» WORK TO BE COMPLETED: Go through the data and copy every line exactly, but not the images.

» SOURCE MATERIAL:
>> Begin

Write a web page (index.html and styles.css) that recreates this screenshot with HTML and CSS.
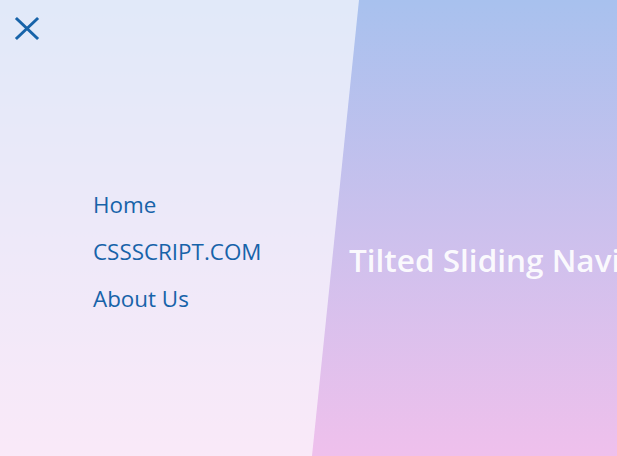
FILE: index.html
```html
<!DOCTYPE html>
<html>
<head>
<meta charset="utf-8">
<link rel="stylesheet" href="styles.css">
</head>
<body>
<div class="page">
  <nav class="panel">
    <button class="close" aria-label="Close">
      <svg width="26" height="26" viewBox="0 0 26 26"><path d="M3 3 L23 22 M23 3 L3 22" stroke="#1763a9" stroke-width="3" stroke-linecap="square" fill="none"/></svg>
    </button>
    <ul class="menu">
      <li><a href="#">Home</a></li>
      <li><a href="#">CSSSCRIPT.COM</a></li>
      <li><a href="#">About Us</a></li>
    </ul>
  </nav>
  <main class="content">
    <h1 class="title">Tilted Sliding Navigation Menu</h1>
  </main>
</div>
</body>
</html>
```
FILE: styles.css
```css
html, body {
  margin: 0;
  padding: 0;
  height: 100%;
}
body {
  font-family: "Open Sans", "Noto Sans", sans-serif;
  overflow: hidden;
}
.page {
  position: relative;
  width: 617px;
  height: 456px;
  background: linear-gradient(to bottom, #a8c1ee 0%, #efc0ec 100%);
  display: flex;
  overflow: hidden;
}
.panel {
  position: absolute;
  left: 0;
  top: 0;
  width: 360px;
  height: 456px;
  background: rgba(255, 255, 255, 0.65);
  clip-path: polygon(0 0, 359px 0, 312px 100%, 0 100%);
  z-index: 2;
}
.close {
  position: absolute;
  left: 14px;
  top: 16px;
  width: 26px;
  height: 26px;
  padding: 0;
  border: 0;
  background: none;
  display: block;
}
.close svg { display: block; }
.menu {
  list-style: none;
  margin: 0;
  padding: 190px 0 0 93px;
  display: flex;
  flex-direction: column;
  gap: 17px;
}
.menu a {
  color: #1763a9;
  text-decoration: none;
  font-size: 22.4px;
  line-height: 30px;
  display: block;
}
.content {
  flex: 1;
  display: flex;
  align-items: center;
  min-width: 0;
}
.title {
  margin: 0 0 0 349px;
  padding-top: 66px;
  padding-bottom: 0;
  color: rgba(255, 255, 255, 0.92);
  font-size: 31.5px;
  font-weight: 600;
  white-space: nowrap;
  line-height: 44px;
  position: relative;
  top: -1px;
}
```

>> End

» RESPONSE TO THIS EXERCISE:
Write a web page (index.html and styles.css) that recreates this screenshot with HTML and CSS.
FILE: index.html
```html
<!DOCTYPE html>
<html>
<head>
<meta charset="utf-8">
<link rel="stylesheet" href="styles.css">
</head>
<body>
<div class="page">
  <nav class="panel">
    <button class="close" aria-label="Close">
      <svg width="26" height="26" viewBox="0 0 26 26"><path d="M3 3 L23 22 M23 3 L3 22" stroke="#1763a9" stroke-width="3" stroke-linecap="square" fill="none"/></svg>
    </button>
    <ul class="menu">
      <li><a href="#">Home</a></li>
      <li><a href="#">CSSSCRIPT.COM</a></li>
      <li><a href="#">About Us</a></li>
    </ul>
  </nav>
  <main class="content">
    <h1 class="title">Tilted Sliding Navigation Menu</h1>
  </main>
</div>
</body>
</html>
```
FILE: styles.css
```css
html, body {
  margin: 0;
  padding: 0;
  height: 100%;
}
body {
  font-family: "Open Sans", "Noto Sans", sans-serif;
  overflow: hidden;
}
.page {
  position: relative;
  width: 617px;
  height: 456px;
  background: linear-gradient(to bottom, #a8c1ee 0%, #efc0ec 100%);
  display: flex;
  overflow: hidden;
}
.panel {
  position: absolute;
  left: 0;
  top: 0;
  width: 360px;
  height: 456px;
  background: rgba(255, 255, 255, 0.65);
  clip-path: polygon(0 0, 359px 0, 312px 100%, 0 100%);
  z-index: 2;
}
.close {
  position: absolute;
  left: 14px;
  top: 16px;
  width: 26px;
  height: 26px;
  padding: 0;
  border: 0;
  background: none;
  display: block;
}
.close svg { display: block; }
.menu {
  list-style: none;
  margin: 0;
  padding: 190px 0 0 93px;
  display: flex;
  flex-direction: column;
  gap: 17px;
}
.menu a {
  color: #1763a9;
  text-decoration: none;
  font-size: 22.4px;
  line-height: 30px;
  display: block;
}
.content {
  flex: 1;
  display: flex;
  align-items: center;
  min-width: 0;
}
.title {
  margin: 0 0 0 349px;
  padding-top: 66px;
  padding-bottom: 0;
  color: rgba(255, 255, 255, 0.92);
  font-size: 31.5px;
  font-weight: 600;
  white-space: nowrap;
  line-height: 44px;
  position: relative;
  top: -1px;
}
```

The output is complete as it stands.